The 100,000 square foot new Sephardic Community Center on Ocean Parkway in Brooklyn, NY is a transformative expansion of its 30-year old original building. It is symbolic of the central role it now plays in the surrounding neighborhood as an inter-generational facility. It expands upon the first Center’s stated mission to preserve and nurture the rich history and culture of the Sephardic Community, it offers coherence to the Center’s ever-widening program of educational, athletic and social services, and above all it extends a legible, clear invitation to all for participation in community events.
More photographs after the break.
Architects: BKSK Architects
Location: Brooklyn, New York, USA
Partner-in-Charge: Joan Krevlin, FAIA, LEED AP
Project Architect: Julie Nelson, AIA, LEED AP
Project Managers: David Kubik, AIA, LEED AP, Harpreet Dhaliwal, AIA, LEED AP
Interior Designer: Stacey Jattuso
Contractor: E.W. Howell
Structural Engineer: Weidlinger Associates Inc.
MEP Engineer: Lilker Associates Consulting Engineers
Civil Engineer: Michael Wein Civil Engineer
Landscape Architect: H.M. White Site Architects
Project Year: 2010
Photographs: Jonathan Wallen, Jeffrey Totaro
The original 50,000 square foot community center with its textured concrete and minimal fenestration was representative of its time, built with a circumscribed palette of durable and opaque materials. The building was characterized by a simple massing strategy and overall sense of solidity. BKSK’s design of the expanded Center involves subtle changes to the original main façade, a layered glass and masonry composition for the new wing, and a continuous canopy to yoke them all together. A dialogue between the two is palpable, one that honors the building’s long-standing social importance and makes the facility’s striking evolution appear as inevitable.
The new complex now includes an additional street façade on a quieter residential street that further interprets the planar quality of the original building, and gracefully weaves an institutionally-scaled structure (gymnasium, preschool and community room) into the residential urban fabric. The deceptive simplicity of the exterior design only hints at the intricate programmatic puzzle of the interior.
The Center hosts activities and programs for all ages, including a gym,pool and spa; a 170- student preschool center; meeting spaces for a wide range of social groups and gatherings; a performance space; extensive administrative offices; and a celebratory space as a repository of cultural memory. An emphasis on spatial legibility extends a sense of welcoming order to the multi-story Heritage Hall entry lobby, from which the full range of activities becomes evident. The community’s shared lineage has become a true centerpiece of the lobby, with hundreds of ancestral images sandwiched between layers of glass.

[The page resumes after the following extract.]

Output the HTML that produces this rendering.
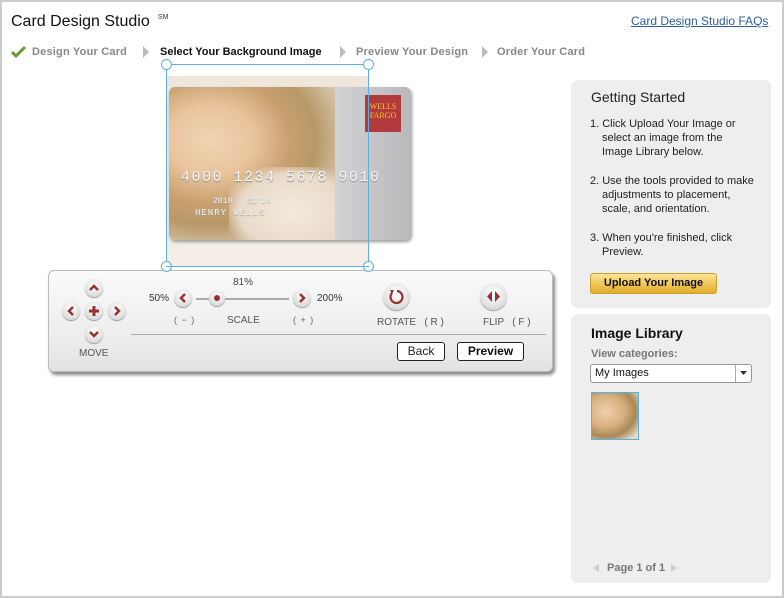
<!DOCTYPE html>
<html><head><style>
*{margin:0;padding:0;box-sizing:border-box}
body{width:784px;height:598px;position:relative;background:#fff;font-family:"Liberation Sans",sans-serif;overflow:hidden}
.frame{position:absolute;left:0;top:0;width:784px;height:598px;border:2px solid #ccc;border-bottom-width:2px}
.a{position:absolute}
.t{position:absolute;white-space:nowrap}
.btn{position:absolute;width:18px;height:18px;border-radius:50%;background:radial-gradient(circle at 50% 35%,#fff,#ddd 70%,#bbb);box-shadow:0 1px 1px #999}
.btn svg{position:absolute;left:0;top:0}
.panel{position:absolute;background:#eee;border-radius:7px}
</style></head><body>
<div class="frame"></div>
<div class="t" style="left:11px;top:13px;font-size:16px;color:#111">Card Design Studio</div>
<div class="t" style="left:158px;top:14px;font-size:7px;color:#333">SM</div>
<div class="t" style="left:631px;top:14px;font-size:12px;color:#2a5fa0;text-decoration:underline">Card Design Studio FAQs</div>
<!-- steps -->
<svg class="a" style="left:11px;top:46px" width="15" height="12"><path d="M1 6 L5 10 L14 1" stroke="#6a9a3a" stroke-width="3" fill="none"/></svg>
<div class="t" style="left:32px;top:46px;font-size:11px;font-weight:bold;color:#888;letter-spacing:0.2px">Design Your Card</div>
<svg class="a" style="left:143px;top:46px" width="6" height="12"><path d="M0 0L6 6L0 12Z" fill="#bbb"/></svg>
<div class="t" style="left:160px;top:46px;font-size:11px;font-weight:bold;color:#111">Select Your Background Image</div>
<svg class="a" style="left:340px;top:46px" width="6" height="12"><path d="M0 0L6 6L0 12Z" fill="#bbb"/></svg>
<div class="t" style="left:356px;top:46px;font-size:11px;font-weight:bold;color:#888;letter-spacing:0.2px">Preview Your Design</div>
<svg class="a" style="left:482px;top:46px" width="6" height="12"><path d="M0 0L6 6L0 12Z" fill="#bbb"/></svg>
<div class="t" style="left:497px;top:46px;font-size:11px;font-weight:bold;color:#888;letter-spacing:0.2px">Order Your Card</div>
<!-- faded image background -->
<div class="a" style="left:167px;top:76px;width:201px;height:190px;background:linear-gradient(180deg,#efe6dc,#f5efe8 60%,#f3ede6)"></div>
<!-- card -->
<div class="a" style="left:169px;top:87px;width:242px;height:153px;border-radius:6px;overflow:hidden;box-shadow:1px 2px 3px #999;background:linear-gradient(90deg,#ddd,#d2d2d4 70%,#b8b8bb)">
 <div class="a" style="left:0;top:0;width:166px;height:153px;background:radial-gradient(ellipse at 25% 35%,#f0d4b4 0%,#e8c49c 25%,#c8a070 45%,#b89868 60%,#d8c8b0 80%,#efe6da 100%)"></div>
 <div class="a" style="left:60px;top:80px;width:106px;height:73px;background:radial-gradient(ellipse at 60% 60%,#f4eadc,#e8dac8 60%,transparent 80%)"></div>
 <div class="a" style="left:196px;top:8px;width:36px;height:37px;background:#b23a3c"></div>
 <div class="t" style="left:198px;top:15px;font-size:8px;font-family:'Liberation Serif',serif;color:#f5c830;line-height:9px;text-align:center;width:32px">WELLS<br>FARGO</div>
 <div class="t" style="left:12px;top:82px;font-size:15px;letter-spacing:1.5px;color:#f6f6f6;font-family:'Liberation Mono',monospace;text-shadow:0 1px 1px #888">4000 1234 5678 9010</div>
 <div class="t" style="left:44px;top:110px;font-size:8px;color:#f2f2f2;font-family:'Liberation Mono',monospace;text-shadow:0 1px 1px #999">2010 &nbsp; 01/14</div>
 <div class="t" style="left:26px;top:121px;font-size:9px;letter-spacing:1px;color:#f2f2f2;font-family:'Liberation Mono',monospace;text-shadow:0 1px 1px #999">HENRY WELLS</div>
</div>
<!-- selection box -->
<div class="a" style="left:166px;top:64px;width:203px;height:203px;border:1px solid #5ab0e8"></div>
<div class="a" style="left:161px;top:59px;width:11px;height:11px;border:1px solid #5ab0e8;border-radius:50%;background:#fff"></div>
<div class="a" style="left:363px;top:59px;width:11px;height:11px;border:1px solid #5ab0e8;border-radius:50%;background:#fff"></div>
<!-- control panel -->
<div class="a" style="left:48px;top:270px;width:505px;height:102px;border:1px solid #bbb;border-radius:6px;background:linear-gradient(180deg,#fafafa,#ececec 70%,#e2e2e2);box-shadow:2px 3px 3px #888"></div>
<div class="a" style="left:161px;top:261px;width:11px;height:11px;border:1px solid #5ab0e8;border-radius:50%;background:#fff"></div>
<div class="a" style="left:363px;top:261px;width:11px;height:11px;border:1px solid #5ab0e8;border-radius:50%;background:#fff"></div>
<div class="a" style="left:166px;top:266px;width:203px;height:1px;background:#5ab0e8"></div>
<!-- move -->
<div class="btn" style="left:85px;top:279px"><svg width="18" height="18"><path d="M5 11L9 7L13 11" stroke="#9a3030" stroke-width="2.5" fill="none"/></svg></div>
<div class="btn" style="left:62px;top:302px"><svg width="18" height="18"><path d="M11 5L7 9L11 13" stroke="#9a3030" stroke-width="2.5" fill="none"/></svg></div>
<div class="btn" style="left:85px;top:302px"><svg width="18" height="18"><path d="M9 4V14M4 9H14" stroke="#9a3030" stroke-width="3"/></svg></div>
<div class="btn" style="left:108px;top:302px"><svg width="18" height="18"><path d="M7 5L11 9L7 13" stroke="#9a3030" stroke-width="2.5" fill="none"/></svg></div>
<div class="btn" style="left:85px;top:325px"><svg width="18" height="18"><path d="M5 7L9 11L13 7" stroke="#9a3030" stroke-width="2.5" fill="none"/></svg></div>
<div class="t" style="left:79px;top:348px;font-size:10px;color:#555">MOVE</div>
<!-- scale -->
<div class="t" style="left:233px;top:277px;font-size:10px;color:#444">81%</div>
<div class="t" style="left:149px;top:293px;font-size:10px;color:#333">50%</div>
<div class="btn" style="left:174px;top:289px"><svg width="18" height="18"><path d="M11 5L7 9L11 13" stroke="#9a3030" stroke-width="2.5" fill="none"/></svg></div>
<div class="a" style="left:196px;top:298px;width:93px;height:2px;background:#aaa"></div>
<div class="btn" style="left:209px;top:290px;width:16px;height:16px"><svg width="16" height="16"><circle cx="8" cy="8" r="3" fill="#9a3030"/></svg></div>
<div class="btn" style="left:293px;top:289px"><svg width="18" height="18"><path d="M7 5L11 9L7 13" stroke="#9a3030" stroke-width="2.5" fill="none"/></svg></div>
<div class="t" style="left:317px;top:293px;font-size:10px;color:#333">200%</div>
<div class="t" style="left:174px;top:315px;font-size:9px;color:#666;letter-spacing:1px">( − )</div>
<div class="t" style="left:227px;top:315px;font-size:10px;color:#555">SCALE</div>
<div class="t" style="left:293px;top:315px;font-size:9px;color:#666;letter-spacing:1px">( + )</div>
<!-- rotate/flip -->
<div class="btn" style="left:383px;top:283px;width:27px;height:27px"><svg width="27" height="27"><path d="M9 10A6 6 0 1 0 14 8" stroke="#9a3030" stroke-width="2.2" fill="none"/><path d="M7 7L11 7L9 11Z" fill="#9a3030"/></svg></div>
<div class="t" style="left:377px;top:317px;font-size:10px;color:#555">ROTATE &nbsp; ( R )</div>
<div class="btn" style="left:480px;top:283px;width:27px;height:27px"><svg width="27" height="27"><path d="M12 8L7 13.5L12 19Z M15 8L20 13.5L15 19Z" fill="#9a3030"/></svg></div>
<div class="t" style="left:483px;top:317px;font-size:10px;color:#555">FLIP &nbsp; ( F )</div>
<div class="a" style="left:131px;top:334px;width:415px;height:1px;background:#aaa"></div>
<div class="a" style="left:397px;top:342px;width:48px;height:19px;border:1px solid #222;border-radius:3px;background:#fff;font-size:12px;text-align:center;line-height:17px;color:#222">Back</div>
<div class="a" style="left:457px;top:342px;width:67px;height:19px;border:1px solid #222;border-radius:3px;background:#fff;font-size:12px;font-weight:bold;text-align:center;line-height:17px;color:#111">Preview</div>
<!-- getting started -->
<div class="panel" style="left:571px;top:80px;width:200px;height:228px"></div>
<div class="t" style="left:591px;top:89px;font-size:14px;color:#222">Getting Started</div>
<div class="a" style="left:590px;top:117px;width:165px;font-size:11px;line-height:14px;color:#222">
<div style="padding-left:12px;text-indent:-12px">1. Click Upload Your Image or select an image from the Image Library below.</div>
<div style="padding-left:12px;text-indent:-12px;margin-top:15px">2. Use the tools provided to make adjustments to placement, scale, and orientation.</div>
<div style="padding-left:12px;text-indent:-12px;margin-top:15px">3. When you're finished, click Preview.</div>
</div>
<div class="a" style="left:590px;top:273px;width:127px;height:21px;border:1px solid #c8a030;border-radius:3px;background:linear-gradient(180deg,#fbe49a,#eec250 60%,#e2ad30);font-size:11px;font-weight:bold;text-align:center;line-height:19px;color:#111">Upload Your Image</div>
<!-- library -->
<div class="panel" style="left:571px;top:314px;width:200px;height:269px"></div>
<div class="t" style="left:591px;top:325px;font-size:14px;font-weight:bold;color:#111">Image Library</div>
<div class="t" style="left:591px;top:348px;font-size:11px;font-weight:bold;color:#777">View categories:</div>
<div class="a" style="left:590px;top:364px;width:162px;height:19px;border:1px solid #999;border-radius:3px;background:#fff"></div>
<div class="a" style="left:735px;top:365px;width:1px;height:17px;background:#aaa"></div>
<div class="t" style="left:595px;top:367px;font-size:11px;color:#111">My Images</div>
<svg class="a" style="left:740px;top:371px" width="7" height="5"><path d="M0 0H7L3.5 4Z" fill="#333"/></svg>
<div class="a" style="left:591px;top:392px;width:48px;height:48px;border:1px solid #5ab0e8;background:radial-gradient(ellipse at 30% 40%,#f0d0b0,#d8b080 40%,#a88858 65%,#e8dcc8 90%)"></div>
<svg class="a" style="left:593px;top:564px" width="6" height="8"><path d="M6 0L0 4L6 8Z" fill="#ccc"/></svg>
<div class="t" style="left:607px;top:562px;font-size:11px;font-weight:bold;color:#777">Page 1 of 1</div>
<svg class="a" style="left:671px;top:564px" width="6" height="8"><path d="M0 0L6 4L0 8Z" fill="#ccc"/></svg>
</body></html>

Throughout the new and renovated areas a carefully wrought sense of coherence, an often- surprising visual connection between previously segregated functions, and the notable introduction of natural light to all circulation and informal gathering spaces has yielded a heightened sense of group interaction. An integral series of commissioned, site-specific artwork and unexpected furnishings that create areas of individual identity, support this building’s bold vision of a mutually supportive community.